Die europäischen Strategen beunruhigt dreierlei. Erstens machen sie einen Wettlauf der osteuropäischen Länder um Investitionen aus China aus. Zweitens seien einige Teilnehmer-Länder auch EU-Mitglieder, was zu einem Ungleichgewicht zwischen den EU-Institutionen und anderen Mitgliedsstaaten führe. Konkret wird befürchtet, dass Peking nach dem Motto "Teile und herrsche" die EU auseinanderdividiert. Drittens fühlten sich jetzt einige osteuropäische Länder den anderen überlegen, weil sie - wie Serbien - einen höheren Stellenwert für Peking haben.
Rücksichtnahme auf Peking?
Ungewöhnlich deutlich wurde kürzlich der deutsche Botschafter in China, Michael Clauss. "Berlin unruhig wegen Pekings wachsendem Einfluss in Südosteuropa", fasste die South China Morning Post nach einem Gespräch mit dem Botschafter die Lage zusammen. Die neue Seidenstraße brauche "echte Miteigentümerschaft aller Beteiligten", um erfolgreich zu sein, forderte er.
Als Beweis für Pekings wachsenden Einfluss gilt folgende Episode, die die Süddeutsche Zeitung wiedergibt: Nachdem der Internationale Gerichtshof in Den Haag die chinesischen Territorialansprüche im Südchinesischen Meer zugunsten der Philippinen für nichtig erklärt hatte, wollte die EU eine Erklärung herausgeben, wonach sich China an internationales Recht halten sollte. Daraus wurde nichts, denn Ungarn und Griechenland verwässerten den Text. Die Süddeutsche Zeitung zitiert einen nicht namentlich genannten europäischen Diplomaten mit der bemerkenswerten Aussage, dass China bei den Themen wie Menschenrechten und Sicherheitspolitik wegen "Staaten wie Ungarn" in Brüssel "praktisch mit am Tisch" sitze.

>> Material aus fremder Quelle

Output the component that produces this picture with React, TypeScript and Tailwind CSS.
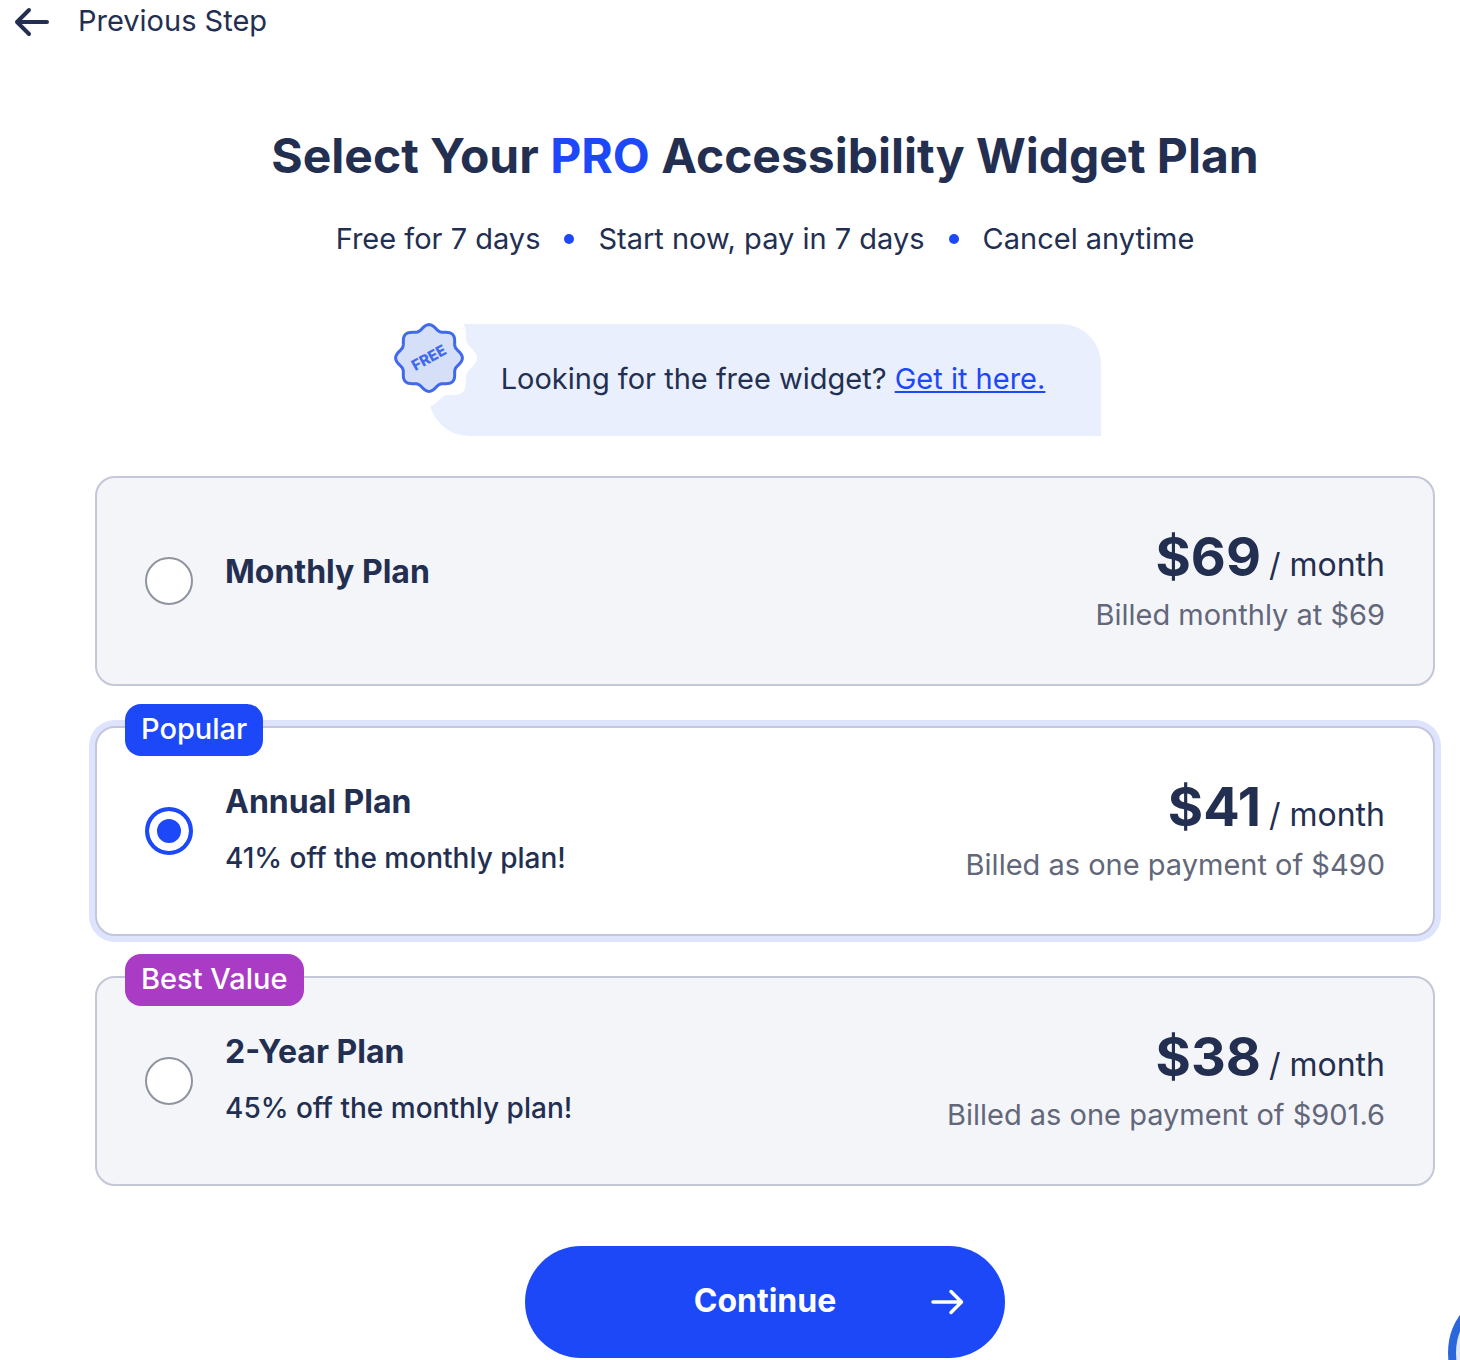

Trump bringt China und EU zusammen
All das heißt aber noch lange nicht, dass die EU und China heillos zerstritten wären. Im Gegenteil: Seit dem Amtsantritt von Donald Trump als US-Präsident stellen viele Europäer verwundert fest, dass sie in Davos den chinesischen Präsidenten Xi Jinping feierten, weil der sich anders als Trump für Freihandel, internationale Kooperation und gegen Protektionismus ausgesprochen hat und so ganz anders klang als der neue Mann im Weißen Haus: "Jeder Versuch, Ströme abzubrechen oder zu blockieren und sie vom Ozean abzuschneiden und in kleine Bäche oder Seen zurückzuführen, wird nicht funktionieren".
Peking hat die Gunst der Stunde wohl erkannt, die Trump ihnen bietet. "Europäische Diplomaten berichten derweil von einer Charmeoffensive, mit der Peking sie seit Trumps Amtsantritt überziehe", berichtet die Süddeutsche Zeitung aus Peking.